• Task instructions:
Go over the entries below line by line, copying each one that contains the word "this".

• Input material:
════════

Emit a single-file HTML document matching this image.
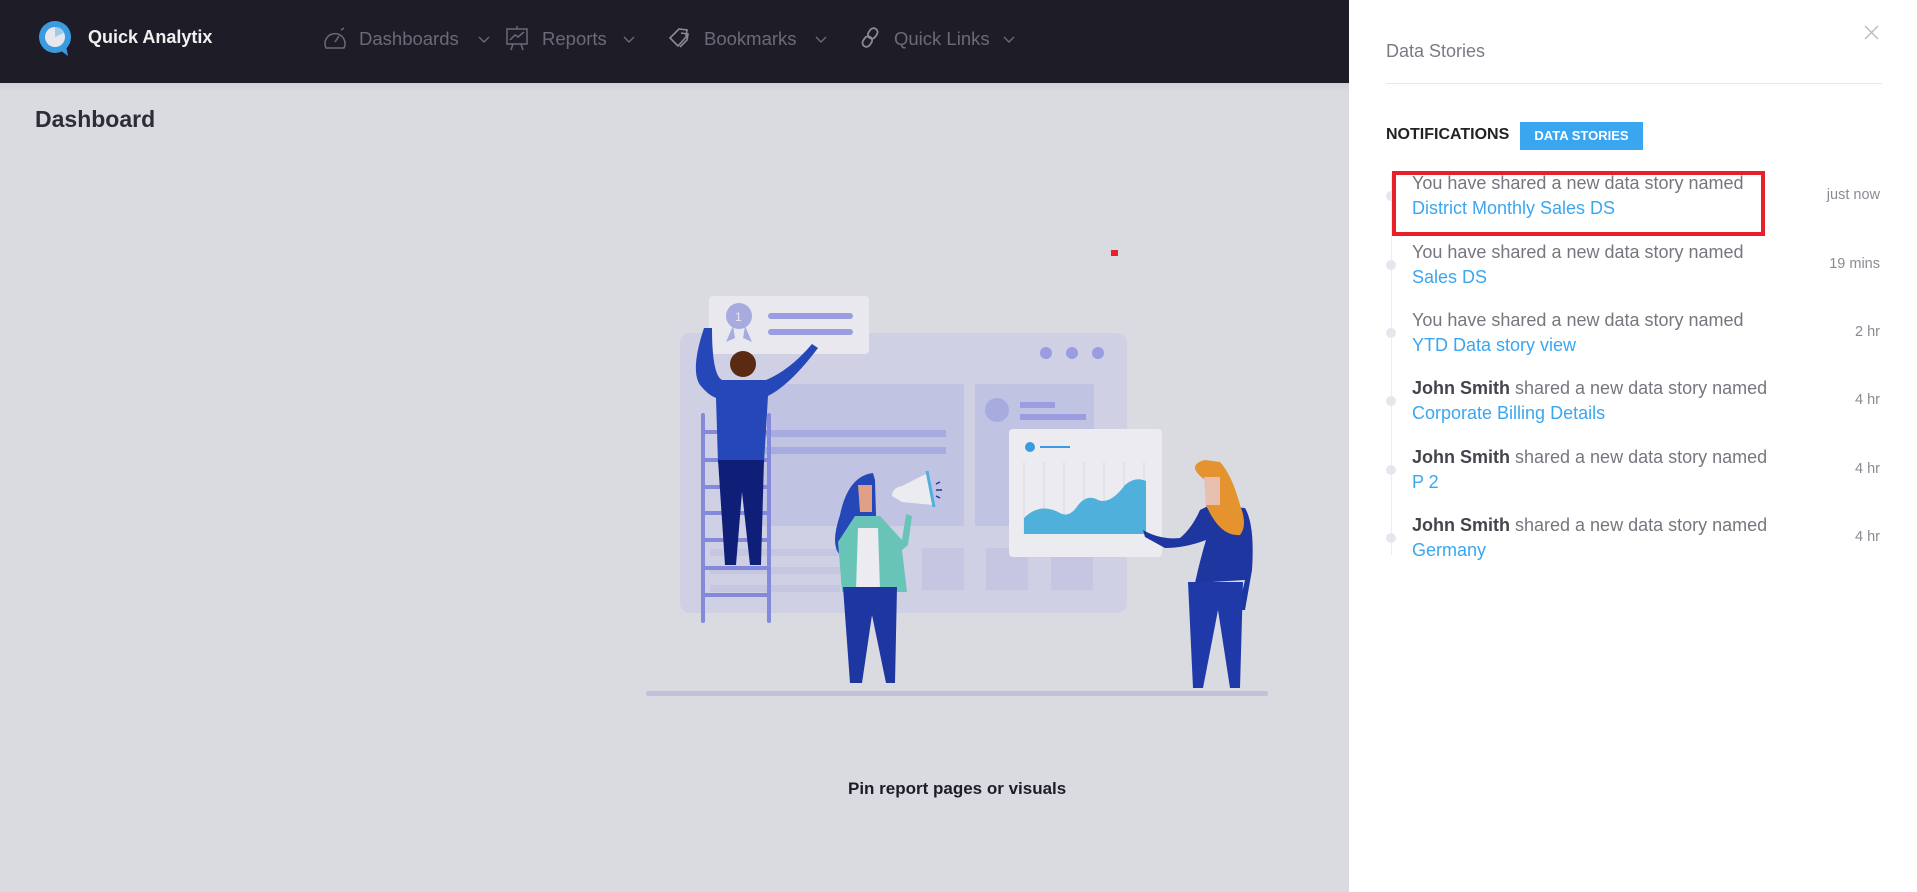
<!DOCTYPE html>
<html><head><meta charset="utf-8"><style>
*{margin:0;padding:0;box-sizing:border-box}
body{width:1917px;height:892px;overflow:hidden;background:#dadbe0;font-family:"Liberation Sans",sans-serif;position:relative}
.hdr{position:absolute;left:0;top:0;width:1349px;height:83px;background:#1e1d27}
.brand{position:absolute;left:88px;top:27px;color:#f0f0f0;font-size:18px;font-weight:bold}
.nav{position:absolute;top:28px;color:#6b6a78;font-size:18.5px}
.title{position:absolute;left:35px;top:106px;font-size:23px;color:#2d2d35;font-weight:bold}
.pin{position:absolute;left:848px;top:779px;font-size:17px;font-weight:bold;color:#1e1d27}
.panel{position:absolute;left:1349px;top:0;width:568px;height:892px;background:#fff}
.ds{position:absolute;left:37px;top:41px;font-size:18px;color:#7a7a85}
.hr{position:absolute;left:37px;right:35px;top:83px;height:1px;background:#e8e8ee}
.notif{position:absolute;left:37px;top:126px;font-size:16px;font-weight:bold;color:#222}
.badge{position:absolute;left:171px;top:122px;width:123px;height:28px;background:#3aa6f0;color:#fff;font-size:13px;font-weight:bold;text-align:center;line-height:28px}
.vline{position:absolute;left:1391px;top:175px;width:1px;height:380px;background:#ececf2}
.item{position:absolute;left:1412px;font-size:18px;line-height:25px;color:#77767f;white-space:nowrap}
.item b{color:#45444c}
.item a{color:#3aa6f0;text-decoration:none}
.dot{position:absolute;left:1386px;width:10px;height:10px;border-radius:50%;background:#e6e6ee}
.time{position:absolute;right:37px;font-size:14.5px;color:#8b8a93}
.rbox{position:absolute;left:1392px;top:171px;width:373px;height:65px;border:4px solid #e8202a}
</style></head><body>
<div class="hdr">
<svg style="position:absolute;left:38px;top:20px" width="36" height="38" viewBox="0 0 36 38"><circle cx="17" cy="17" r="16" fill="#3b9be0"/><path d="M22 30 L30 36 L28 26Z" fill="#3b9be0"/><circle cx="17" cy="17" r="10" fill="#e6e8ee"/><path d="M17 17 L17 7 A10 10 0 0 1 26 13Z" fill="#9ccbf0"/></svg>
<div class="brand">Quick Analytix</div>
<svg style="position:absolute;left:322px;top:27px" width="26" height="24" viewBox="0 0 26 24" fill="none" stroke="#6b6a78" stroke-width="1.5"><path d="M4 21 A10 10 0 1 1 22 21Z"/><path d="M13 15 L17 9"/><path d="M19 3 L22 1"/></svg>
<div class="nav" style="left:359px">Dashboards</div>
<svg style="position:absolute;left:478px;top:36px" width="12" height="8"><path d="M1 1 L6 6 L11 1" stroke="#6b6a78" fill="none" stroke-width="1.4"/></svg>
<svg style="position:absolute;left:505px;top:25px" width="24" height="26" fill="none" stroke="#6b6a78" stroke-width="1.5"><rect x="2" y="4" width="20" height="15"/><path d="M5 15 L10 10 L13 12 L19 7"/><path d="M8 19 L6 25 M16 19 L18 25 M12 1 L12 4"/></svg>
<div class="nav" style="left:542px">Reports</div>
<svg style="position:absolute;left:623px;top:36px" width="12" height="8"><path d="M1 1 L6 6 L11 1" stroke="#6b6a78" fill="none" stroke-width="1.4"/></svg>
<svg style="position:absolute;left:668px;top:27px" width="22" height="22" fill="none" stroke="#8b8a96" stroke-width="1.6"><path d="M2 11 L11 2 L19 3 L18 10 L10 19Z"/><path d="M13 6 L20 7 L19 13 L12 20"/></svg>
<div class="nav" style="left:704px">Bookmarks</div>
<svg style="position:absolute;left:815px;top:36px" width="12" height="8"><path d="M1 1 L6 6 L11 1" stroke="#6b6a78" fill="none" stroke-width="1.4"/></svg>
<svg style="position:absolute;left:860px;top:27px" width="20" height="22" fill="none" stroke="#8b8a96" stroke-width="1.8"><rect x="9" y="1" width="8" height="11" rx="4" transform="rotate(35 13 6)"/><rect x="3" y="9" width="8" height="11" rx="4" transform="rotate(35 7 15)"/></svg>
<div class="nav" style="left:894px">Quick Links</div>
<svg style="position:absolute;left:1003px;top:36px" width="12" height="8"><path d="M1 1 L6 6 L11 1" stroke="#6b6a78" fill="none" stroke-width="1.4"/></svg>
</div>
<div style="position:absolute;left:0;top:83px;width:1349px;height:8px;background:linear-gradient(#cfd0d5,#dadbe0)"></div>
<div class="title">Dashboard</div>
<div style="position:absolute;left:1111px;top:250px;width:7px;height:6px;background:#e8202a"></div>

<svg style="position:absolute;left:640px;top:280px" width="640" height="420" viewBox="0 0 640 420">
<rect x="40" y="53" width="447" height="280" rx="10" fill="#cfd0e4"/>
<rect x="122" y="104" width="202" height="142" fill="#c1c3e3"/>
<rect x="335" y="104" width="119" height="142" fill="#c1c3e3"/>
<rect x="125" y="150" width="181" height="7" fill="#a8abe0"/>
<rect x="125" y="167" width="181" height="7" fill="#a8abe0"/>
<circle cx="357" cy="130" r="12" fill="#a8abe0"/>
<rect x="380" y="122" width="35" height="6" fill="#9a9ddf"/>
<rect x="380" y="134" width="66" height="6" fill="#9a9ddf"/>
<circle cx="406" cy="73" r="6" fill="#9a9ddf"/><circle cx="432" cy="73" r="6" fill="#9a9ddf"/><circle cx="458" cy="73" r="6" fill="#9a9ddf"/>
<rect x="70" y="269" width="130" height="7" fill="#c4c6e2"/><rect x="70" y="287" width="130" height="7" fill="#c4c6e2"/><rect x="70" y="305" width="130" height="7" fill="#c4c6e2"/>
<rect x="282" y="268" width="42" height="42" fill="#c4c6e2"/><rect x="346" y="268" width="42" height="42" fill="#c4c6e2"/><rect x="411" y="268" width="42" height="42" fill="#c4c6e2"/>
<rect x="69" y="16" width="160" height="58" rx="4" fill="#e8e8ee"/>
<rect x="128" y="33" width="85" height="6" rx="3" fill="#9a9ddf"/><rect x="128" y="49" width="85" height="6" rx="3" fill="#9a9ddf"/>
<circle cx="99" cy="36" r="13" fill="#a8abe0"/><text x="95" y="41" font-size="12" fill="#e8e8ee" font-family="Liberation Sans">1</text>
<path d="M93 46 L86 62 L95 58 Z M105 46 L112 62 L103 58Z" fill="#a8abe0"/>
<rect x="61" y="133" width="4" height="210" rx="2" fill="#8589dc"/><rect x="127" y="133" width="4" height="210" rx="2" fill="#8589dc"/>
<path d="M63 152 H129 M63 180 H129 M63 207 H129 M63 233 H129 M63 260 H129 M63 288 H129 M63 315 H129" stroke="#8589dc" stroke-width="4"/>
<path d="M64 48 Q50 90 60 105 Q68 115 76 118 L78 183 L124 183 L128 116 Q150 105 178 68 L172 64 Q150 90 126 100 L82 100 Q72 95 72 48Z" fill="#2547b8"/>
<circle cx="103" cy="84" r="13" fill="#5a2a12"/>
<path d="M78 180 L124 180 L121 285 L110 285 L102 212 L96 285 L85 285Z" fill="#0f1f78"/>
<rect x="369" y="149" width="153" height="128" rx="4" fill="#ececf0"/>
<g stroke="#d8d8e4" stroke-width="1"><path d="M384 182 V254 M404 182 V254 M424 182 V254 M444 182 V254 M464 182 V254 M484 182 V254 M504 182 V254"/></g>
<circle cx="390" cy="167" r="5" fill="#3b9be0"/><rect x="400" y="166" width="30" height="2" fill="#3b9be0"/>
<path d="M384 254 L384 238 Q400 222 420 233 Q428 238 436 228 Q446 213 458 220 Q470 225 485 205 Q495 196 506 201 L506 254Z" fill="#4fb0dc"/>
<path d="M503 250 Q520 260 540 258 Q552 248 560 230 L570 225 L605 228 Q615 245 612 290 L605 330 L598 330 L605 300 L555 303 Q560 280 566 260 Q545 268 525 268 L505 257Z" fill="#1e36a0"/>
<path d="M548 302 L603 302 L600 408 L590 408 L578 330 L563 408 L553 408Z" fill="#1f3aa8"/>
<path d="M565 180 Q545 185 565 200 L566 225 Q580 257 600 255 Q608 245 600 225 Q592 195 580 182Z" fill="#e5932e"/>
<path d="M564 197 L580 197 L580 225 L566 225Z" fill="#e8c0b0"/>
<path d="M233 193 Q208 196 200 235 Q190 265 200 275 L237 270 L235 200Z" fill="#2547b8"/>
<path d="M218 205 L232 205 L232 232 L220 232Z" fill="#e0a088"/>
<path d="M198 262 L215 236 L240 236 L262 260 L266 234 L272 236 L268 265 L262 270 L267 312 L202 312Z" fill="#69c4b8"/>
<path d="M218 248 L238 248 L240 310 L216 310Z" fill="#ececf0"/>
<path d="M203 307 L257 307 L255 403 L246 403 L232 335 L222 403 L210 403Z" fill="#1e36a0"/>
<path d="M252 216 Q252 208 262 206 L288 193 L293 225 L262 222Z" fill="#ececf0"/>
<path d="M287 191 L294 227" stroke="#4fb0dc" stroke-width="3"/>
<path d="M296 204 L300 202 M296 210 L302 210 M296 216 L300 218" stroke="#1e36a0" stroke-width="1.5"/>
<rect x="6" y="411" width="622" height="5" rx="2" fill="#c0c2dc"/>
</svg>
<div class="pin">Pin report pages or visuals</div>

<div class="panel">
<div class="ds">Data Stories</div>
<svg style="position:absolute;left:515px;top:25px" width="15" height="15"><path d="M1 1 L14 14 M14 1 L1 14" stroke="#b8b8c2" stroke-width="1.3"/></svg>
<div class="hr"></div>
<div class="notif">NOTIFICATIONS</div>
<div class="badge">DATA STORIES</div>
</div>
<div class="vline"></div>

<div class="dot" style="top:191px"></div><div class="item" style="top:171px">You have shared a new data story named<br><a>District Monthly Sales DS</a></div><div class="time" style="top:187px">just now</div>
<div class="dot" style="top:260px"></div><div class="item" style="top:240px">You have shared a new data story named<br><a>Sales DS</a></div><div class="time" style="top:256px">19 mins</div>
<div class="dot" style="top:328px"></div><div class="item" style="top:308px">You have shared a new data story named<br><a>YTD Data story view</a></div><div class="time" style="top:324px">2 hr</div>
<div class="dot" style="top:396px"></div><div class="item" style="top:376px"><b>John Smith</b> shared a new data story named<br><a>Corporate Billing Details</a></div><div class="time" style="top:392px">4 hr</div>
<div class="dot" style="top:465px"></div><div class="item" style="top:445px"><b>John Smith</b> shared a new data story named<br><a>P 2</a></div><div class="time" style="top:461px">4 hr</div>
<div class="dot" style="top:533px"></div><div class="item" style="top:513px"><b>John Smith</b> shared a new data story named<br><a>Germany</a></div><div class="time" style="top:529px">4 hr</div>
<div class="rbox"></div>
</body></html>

════════

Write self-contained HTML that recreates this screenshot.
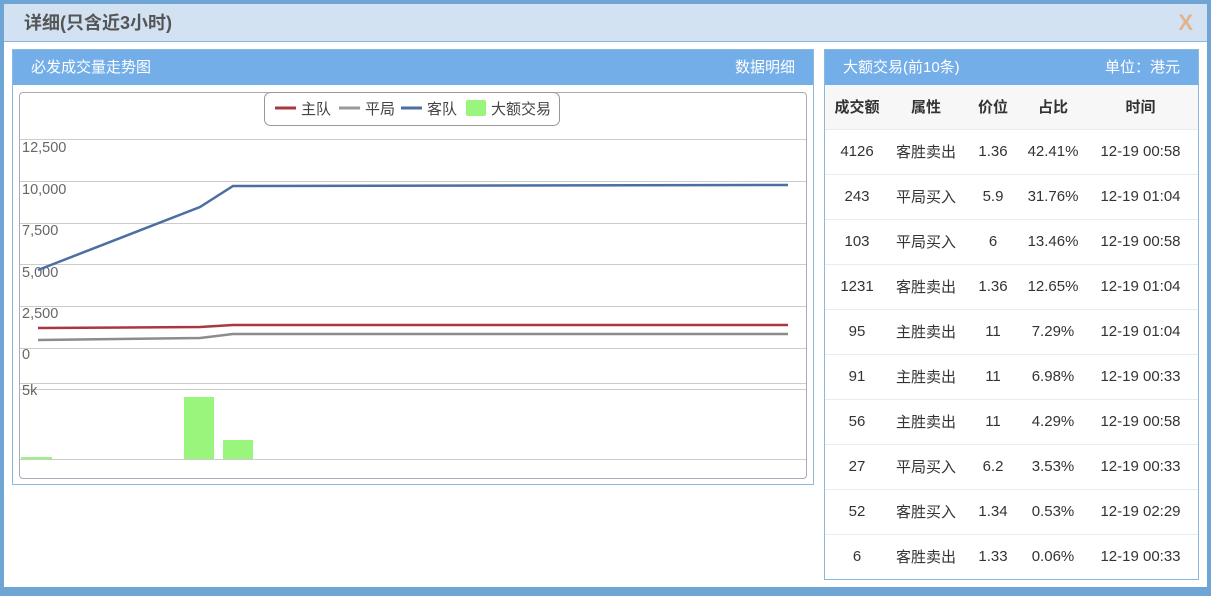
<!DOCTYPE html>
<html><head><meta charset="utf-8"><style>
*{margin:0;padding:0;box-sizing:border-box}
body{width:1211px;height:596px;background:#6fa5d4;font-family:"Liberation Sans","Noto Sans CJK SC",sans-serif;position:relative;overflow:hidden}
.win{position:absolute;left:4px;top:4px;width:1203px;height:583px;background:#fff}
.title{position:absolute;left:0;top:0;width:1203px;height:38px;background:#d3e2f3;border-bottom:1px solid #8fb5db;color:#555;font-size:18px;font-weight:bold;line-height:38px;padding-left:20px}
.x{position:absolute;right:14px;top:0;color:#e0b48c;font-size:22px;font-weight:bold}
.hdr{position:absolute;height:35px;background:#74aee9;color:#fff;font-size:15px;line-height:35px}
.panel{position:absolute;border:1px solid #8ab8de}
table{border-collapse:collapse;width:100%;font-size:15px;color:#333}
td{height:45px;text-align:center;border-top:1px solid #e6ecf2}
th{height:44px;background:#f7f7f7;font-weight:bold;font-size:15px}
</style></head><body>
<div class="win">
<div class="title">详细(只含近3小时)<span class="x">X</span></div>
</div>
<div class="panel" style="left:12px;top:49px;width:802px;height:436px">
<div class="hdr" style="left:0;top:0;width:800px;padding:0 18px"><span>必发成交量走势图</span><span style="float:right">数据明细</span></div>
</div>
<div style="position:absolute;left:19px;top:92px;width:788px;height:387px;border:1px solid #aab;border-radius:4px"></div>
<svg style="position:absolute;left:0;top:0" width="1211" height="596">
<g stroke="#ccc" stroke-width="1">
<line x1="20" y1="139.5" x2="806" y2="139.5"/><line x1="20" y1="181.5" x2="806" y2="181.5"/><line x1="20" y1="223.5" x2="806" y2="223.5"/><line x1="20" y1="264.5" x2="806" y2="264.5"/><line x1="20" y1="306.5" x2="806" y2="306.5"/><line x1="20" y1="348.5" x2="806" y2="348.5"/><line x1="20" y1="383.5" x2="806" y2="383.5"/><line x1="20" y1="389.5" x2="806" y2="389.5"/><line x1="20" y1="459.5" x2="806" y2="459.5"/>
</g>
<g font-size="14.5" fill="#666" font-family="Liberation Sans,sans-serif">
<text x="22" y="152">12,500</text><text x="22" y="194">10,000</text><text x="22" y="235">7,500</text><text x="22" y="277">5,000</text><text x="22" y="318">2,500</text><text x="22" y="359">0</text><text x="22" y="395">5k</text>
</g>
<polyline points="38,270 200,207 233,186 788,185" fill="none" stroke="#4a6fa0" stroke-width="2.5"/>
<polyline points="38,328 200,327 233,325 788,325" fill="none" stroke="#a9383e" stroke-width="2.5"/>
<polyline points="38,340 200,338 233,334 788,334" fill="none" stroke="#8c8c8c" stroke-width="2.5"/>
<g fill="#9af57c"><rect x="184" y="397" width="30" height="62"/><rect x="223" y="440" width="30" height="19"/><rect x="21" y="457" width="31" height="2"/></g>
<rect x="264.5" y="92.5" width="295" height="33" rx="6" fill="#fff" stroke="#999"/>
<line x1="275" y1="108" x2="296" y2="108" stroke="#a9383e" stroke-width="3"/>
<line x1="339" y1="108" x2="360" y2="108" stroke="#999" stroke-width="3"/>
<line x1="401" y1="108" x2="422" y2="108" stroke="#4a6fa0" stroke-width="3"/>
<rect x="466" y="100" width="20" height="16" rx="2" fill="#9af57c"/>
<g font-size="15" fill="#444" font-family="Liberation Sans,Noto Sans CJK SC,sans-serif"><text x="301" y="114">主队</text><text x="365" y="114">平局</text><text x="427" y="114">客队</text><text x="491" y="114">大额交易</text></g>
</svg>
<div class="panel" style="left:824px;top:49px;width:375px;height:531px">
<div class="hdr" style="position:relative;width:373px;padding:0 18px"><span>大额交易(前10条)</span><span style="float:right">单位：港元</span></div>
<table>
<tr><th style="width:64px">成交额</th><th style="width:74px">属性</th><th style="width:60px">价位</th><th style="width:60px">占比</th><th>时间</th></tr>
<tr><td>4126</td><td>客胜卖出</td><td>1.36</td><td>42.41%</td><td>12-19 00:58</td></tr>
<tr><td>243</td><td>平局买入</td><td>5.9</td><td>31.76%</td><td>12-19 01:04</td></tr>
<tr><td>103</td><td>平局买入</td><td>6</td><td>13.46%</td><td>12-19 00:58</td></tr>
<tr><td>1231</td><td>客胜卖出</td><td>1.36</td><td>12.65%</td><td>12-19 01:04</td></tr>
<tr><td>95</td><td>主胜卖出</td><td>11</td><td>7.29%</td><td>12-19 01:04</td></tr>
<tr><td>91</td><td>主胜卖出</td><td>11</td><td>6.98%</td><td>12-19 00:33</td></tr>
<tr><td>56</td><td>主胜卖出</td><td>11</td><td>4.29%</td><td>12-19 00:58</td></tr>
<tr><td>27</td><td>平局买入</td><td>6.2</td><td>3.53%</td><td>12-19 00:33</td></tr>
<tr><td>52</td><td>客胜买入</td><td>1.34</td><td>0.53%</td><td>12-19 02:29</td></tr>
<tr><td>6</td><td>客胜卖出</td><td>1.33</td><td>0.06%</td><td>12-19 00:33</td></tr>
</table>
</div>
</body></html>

════════

• Finished answer:
Emit a single-file HTML document matching this image.
Write self-contained HTML that recreates this screenshot.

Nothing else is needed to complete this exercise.